Set down the whole listing verbatim.
▼
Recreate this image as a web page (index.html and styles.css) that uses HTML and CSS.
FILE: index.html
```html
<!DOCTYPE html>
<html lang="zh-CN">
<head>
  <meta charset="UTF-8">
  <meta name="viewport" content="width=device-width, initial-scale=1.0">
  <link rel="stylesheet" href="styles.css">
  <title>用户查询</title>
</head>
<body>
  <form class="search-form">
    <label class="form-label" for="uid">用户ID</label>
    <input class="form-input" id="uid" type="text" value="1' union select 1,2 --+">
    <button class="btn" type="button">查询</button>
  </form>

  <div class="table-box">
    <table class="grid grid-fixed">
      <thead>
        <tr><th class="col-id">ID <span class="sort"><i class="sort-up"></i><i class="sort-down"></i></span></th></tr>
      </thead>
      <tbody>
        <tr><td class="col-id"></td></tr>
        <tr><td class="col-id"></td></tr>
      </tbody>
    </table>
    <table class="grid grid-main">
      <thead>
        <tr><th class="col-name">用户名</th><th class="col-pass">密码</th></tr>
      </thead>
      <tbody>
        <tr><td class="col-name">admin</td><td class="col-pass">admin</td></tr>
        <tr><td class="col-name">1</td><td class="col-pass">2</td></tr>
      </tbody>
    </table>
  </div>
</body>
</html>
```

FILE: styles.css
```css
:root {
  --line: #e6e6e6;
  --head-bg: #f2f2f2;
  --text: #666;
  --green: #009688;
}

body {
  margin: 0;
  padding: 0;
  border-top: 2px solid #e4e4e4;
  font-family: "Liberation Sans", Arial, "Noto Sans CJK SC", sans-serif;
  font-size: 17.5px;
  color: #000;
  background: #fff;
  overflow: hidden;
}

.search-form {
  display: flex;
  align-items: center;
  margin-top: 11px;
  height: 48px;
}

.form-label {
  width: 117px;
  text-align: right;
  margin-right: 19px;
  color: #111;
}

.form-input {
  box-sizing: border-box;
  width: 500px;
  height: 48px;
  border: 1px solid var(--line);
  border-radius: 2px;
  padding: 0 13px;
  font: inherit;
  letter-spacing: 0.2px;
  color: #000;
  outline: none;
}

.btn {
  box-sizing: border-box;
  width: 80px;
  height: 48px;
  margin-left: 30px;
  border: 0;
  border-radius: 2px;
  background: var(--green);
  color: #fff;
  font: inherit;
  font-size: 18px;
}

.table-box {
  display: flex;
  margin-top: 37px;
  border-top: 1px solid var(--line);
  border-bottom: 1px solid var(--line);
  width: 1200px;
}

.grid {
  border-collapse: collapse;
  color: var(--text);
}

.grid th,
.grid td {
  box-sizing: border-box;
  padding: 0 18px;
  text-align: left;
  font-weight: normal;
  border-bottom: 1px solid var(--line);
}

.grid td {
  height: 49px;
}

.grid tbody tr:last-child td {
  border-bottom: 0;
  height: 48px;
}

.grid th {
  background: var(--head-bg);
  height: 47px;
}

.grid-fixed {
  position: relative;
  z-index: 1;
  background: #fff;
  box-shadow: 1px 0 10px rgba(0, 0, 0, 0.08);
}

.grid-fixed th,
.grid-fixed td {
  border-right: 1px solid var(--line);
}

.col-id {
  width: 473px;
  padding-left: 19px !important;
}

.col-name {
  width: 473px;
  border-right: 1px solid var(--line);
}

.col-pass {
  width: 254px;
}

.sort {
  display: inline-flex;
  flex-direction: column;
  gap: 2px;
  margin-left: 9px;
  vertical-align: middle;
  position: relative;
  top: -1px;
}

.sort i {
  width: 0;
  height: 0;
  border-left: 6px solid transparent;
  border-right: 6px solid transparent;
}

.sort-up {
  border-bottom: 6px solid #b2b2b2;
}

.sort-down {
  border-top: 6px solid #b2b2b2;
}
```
▲
- [Finished answer]:
Recreate this image as a web page (index.html and styles.css) that uses HTML and CSS.
FILE: index.html
```html
<!DOCTYPE html>
<html lang="zh-CN">
<head>
  <meta charset="UTF-8">
  <meta name="viewport" content="width=device-width, initial-scale=1.0">
  <link rel="stylesheet" href="styles.css">
  <title>用户查询</title>
</head>
<body>
  <form class="search-form">
    <label class="form-label" for="uid">用户ID</label>
    <input class="form-input" id="uid" type="text" value="1' union select 1,2 --+">
    <button class="btn" type="button">查询</button>
  </form>

  <div class="table-box">
    <table class="grid grid-fixed">
      <thead>
        <tr><th class="col-id">ID <span class="sort"><i class="sort-up"></i><i class="sort-down"></i></span></th></tr>
      </thead>
      <tbody>
        <tr><td class="col-id"></td></tr>
        <tr><td class="col-id"></td></tr>
      </tbody>
    </table>
    <table class="grid grid-main">
      <thead>
        <tr><th class="col-name">用户名</th><th class="col-pass">密码</th></tr>
      </thead>
      <tbody>
        <tr><td class="col-name">admin</td><td class="col-pass">admin</td></tr>
        <tr><td class="col-name">1</td><td class="col-pass">2</td></tr>
      </tbody>
    </table>
  </div>
</body>
</html>
```

FILE: styles.css
```css
:root {
  --line: #e6e6e6;
  --head-bg: #f2f2f2;
  --text: #666;
  --green: #009688;
}

body {
  margin: 0;
  padding: 0;
  border-top: 2px solid #e4e4e4;
  font-family: "Liberation Sans", Arial, "Noto Sans CJK SC", sans-serif;
  font-size: 17.5px;
  color: #000;
  background: #fff;
  overflow: hidden;
}

.search-form {
  display: flex;
  align-items: center;
  margin-top: 11px;
  height: 48px;
}

.form-label {
  width: 117px;
  text-align: right;
  margin-right: 19px;
  color: #111;
}

.form-input {
  box-sizing: border-box;
  width: 500px;
  height: 48px;
  border: 1px solid var(--line);
  border-radius: 2px;
  padding: 0 13px;
  font: inherit;
  letter-spacing: 0.2px;
  color: #000;
  outline: none;
}

.btn {
  box-sizing: border-box;
  width: 80px;
  height: 48px;
  margin-left: 30px;
  border: 0;
  border-radius: 2px;
  background: var(--green);
  color: #fff;
  font: inherit;
  font-size: 18px;
}

.table-box {
  display: flex;
  margin-top: 37px;
  border-top: 1px solid var(--line);
  border-bottom: 1px solid var(--line);
  width: 1200px;
}

.grid {
  border-collapse: collapse;
  color: var(--text);
}

.grid th,
.grid td {
  box-sizing: border-box;
  padding: 0 18px;
  text-align: left;
  font-weight: normal;
  border-bottom: 1px solid var(--line);
}

.grid td {
  height: 49px;
}

.grid tbody tr:last-child td {
  border-bottom: 0;
  height: 48px;
}

.grid th {
  background: var(--head-bg);
  height: 47px;
}

.grid-fixed {
  position: relative;
  z-index: 1;
  background: #fff;
  box-shadow: 1px 0 10px rgba(0, 0, 0, 0.08);
}

.grid-fixed th,
.grid-fixed td {
  border-right: 1px solid var(--line);
}

.col-id {
  width: 473px;
  padding-left: 19px !important;
}

.col-name {
  width: 473px;
  border-right: 1px solid var(--line);
}

.col-pass {
  width: 254px;
}

.sort {
  display: inline-flex;
  flex-direction: column;
  gap: 2px;
  margin-left: 9px;
  vertical-align: middle;
  position: relative;
  top: -1px;
}

.sort i {
  width: 0;
  height: 0;
  border-left: 6px solid transparent;
  border-right: 6px solid transparent;
}

.sort-up {
  border-bottom: 6px solid #b2b2b2;
}

.sort-down {
  border-top: 6px solid #b2b2b2;
}
```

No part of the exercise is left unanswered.